On paper it really doesn’t look like the GTX 760 will amount to much. However, NVIDIA’s has massaged their GK104 core in such a way that a layout with fewer cores than the GTX 660 Ti can go toe to toe against a GTX 670. This is particularly impressive since at $250, it represents an affordable solution which can provide some surprisingly robust performance at 1920 x 1080. The extra 256-bit memory interface also help push framerates upwards in certain bandwidth-limited, higher resolution situations where the GTX 660 Ti tended to struggle a bit. With that being said, the GTX 760 can really stretch its legs at 1080P, this segment’s most-used resolution.

AMD has been quite aggressive with the pricing and game bundles attached to their HD 7950 Boost but we’re not convinced this will help sway gamers’ opinions in their favor. The GTX 760 is some $30 less expensive and virtually ties its overall performance but many gamers already have many of the titles AMD is offering. That may change in the not too distant future but for the time being, some of the games just aren’t that interesting anymore. NVIDIA’s newest card also has an edge in the performance per watt category, though not by a significant or meaningful amount.
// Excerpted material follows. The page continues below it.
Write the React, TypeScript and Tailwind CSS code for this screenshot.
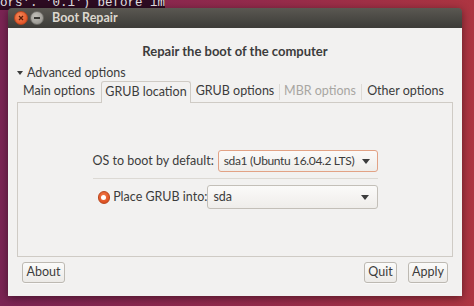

The GTX 760's random choppy frametime performance in Hitman and Metro Last Light is cause for some concern but for the time being we'll withhold any assumptions until further testing can be conducted. Plus, since the so-called "spikes" only happen at widely spaced intervals, they don't overly impact the complete gameplay experience.

The most intriguing part of this launch is how NVIDIA is once again allowing their board partners to dictate their launch-day designs. In the past this has led to some impressive products becoming available for a minor premium over the suggested retail price. From all indications, Gigabyte, ASUS, EVGA and others will have custom cooled, overclocked versions available for a mere $259, providing an intriguing twist for this launch.

For all of its positive points, many will mistakenly look at the GTX 760 as an upgrade for a similarly-priced 600-series card. That would be a misplaced expectation. NVIDIA intends this to be a possible step-up for anyone using a GTX 560 Ti or older mid-priced card and in that respect it fits the bill perfectly by outperforming the GTX 580 by a significant amount.

The GTX 760 is an important product for NVIDIA’s 2013 lineup since it targets the so called “gamer’s sweet spot” price point. It will also cause gamers to reassess their expectations of what a $249 graphics card should be able to accomplish. In short, the GTX 760 brings high resolution, affordable gaming to the masses and by doing so, becomes one of this year’s best graphics cards.